Ce que l’interprète latin tourne : « Que tu aies gain de cause, » le texte hébreu le dit : « Que tu sois trouvé pur. » Comme s’il voulait dire, quand tu portes ce jugement sur les hommes : Qu’ils ne sont que péché devant toi. D’abord la nature se récrie contre ce jugement, et le condamne comme injuste ; car la raison ne peut point le supporter, mais le déserte comme une hérésie et une doctrine infernale. Qu’arrive-t-il de là ? Eux, il est vrai, te condamnent et te souillent par leurs blasphèmes et par leurs opinions fausses et erronées, mais pourtant tu demeures pur, et ceux qui se prennent ainsi à toi, seront enfin jugés et déclarés impurs et injustes : car quand il est dit : « Afin que tu sois trouvé pur, » il suit de là par une antithèse nécessaire que ceux qui condamnent et qui critiquent Dieu dans ses paroles, seront trouvés impurs et corrompus. Et c’est la même chose que ce que nous avons dit : Que Dieu triomphe et à gain de cause, et non ceux qui le contrôlent et le condamnent.

Ajoutons encore que comme Satan est notre accusateur continuel devant le trône de Dieu, il est bon d’opposer ceci à Satan : Satan, si je pèche, qu’as-tu à y voir ? ce n’est pas à toi, ni contre toi que je pèche, mais contre Dieu.
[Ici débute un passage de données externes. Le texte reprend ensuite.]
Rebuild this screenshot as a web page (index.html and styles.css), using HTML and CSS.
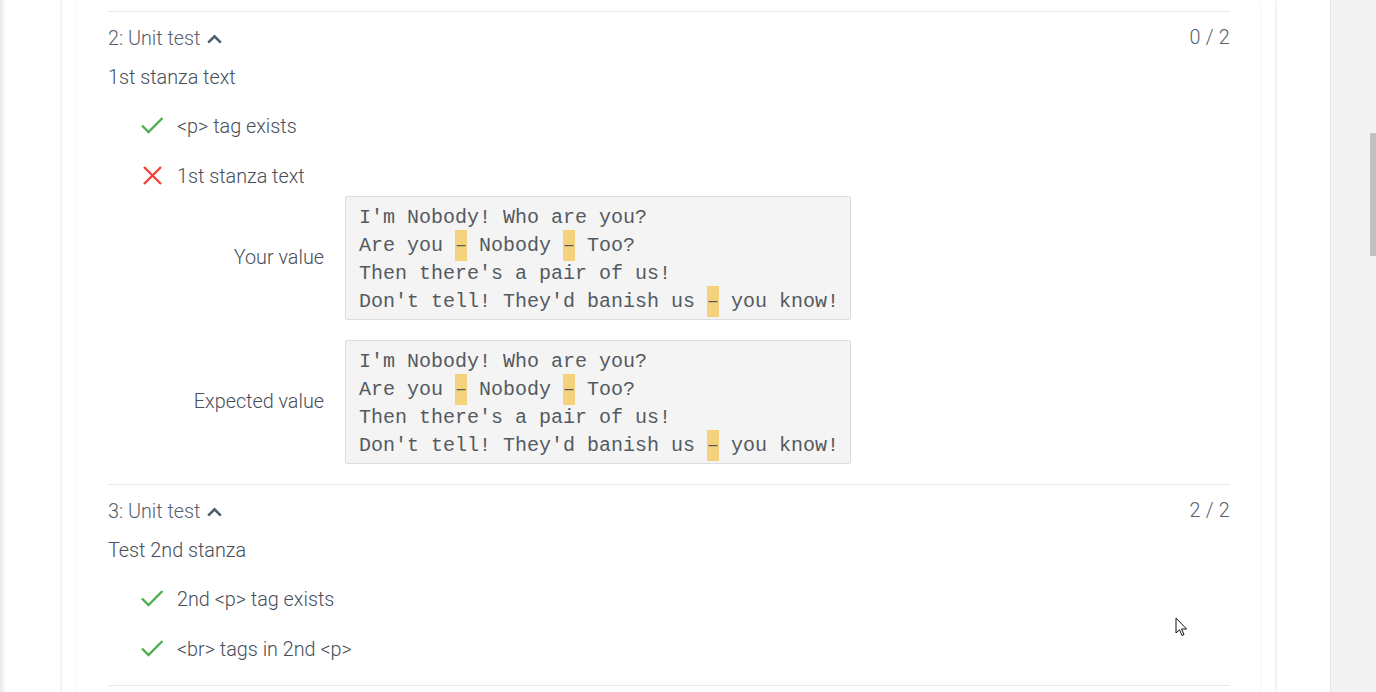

Ce n’est pas toi que j’offense ; quel droit donc as-tu sur moi ? Si j’ai péché, et que ce soit véritablement du mal que tu me reproches (car Satan épouvante aussi les pauvres âmes par des péchés imaginaires, voulant faire passer pour péché ce qui ne l’est point) ; si donc j’ai péché, c’est contre Dieu qui est un Dieu miséricordieux et débonnaire ; ce n’est point contre toi, ni contre ta loi, ni contre ta conscience, ni contre aucun homme, ni même contre aucun Ange, mais contre Dieu seul. Or ce Dieu n’est pas un diable, un tyran, un bourreau, tel que toi qui me veux déjà effrayer et qui me menaces de la mort, mais c’est un Dieu plein de miséricorde envers les pauvres pécheurs, un Dieu droit, intègre qui ne change point, plein de pitié et juste, aimant à justifier le pécheur repentant. Ainsi, toi qui es le père du mensonge, et qui es un meurtrier dès le commencement, tu n’as aucun droit sur moi, et ce n’est point à toi à m’accuser, mais c’est Dieu qui a ce droit-là, ce Dieu doux et clément, qui prend plaisir à pardonner à ceux qui confessent leurs péchés. Il n’a de colère, il n’a de menaces que pour ceux qui ne veulent point reconnaître leurs péchés et qui, par là, nient qu’il soit juste dans ses paroles.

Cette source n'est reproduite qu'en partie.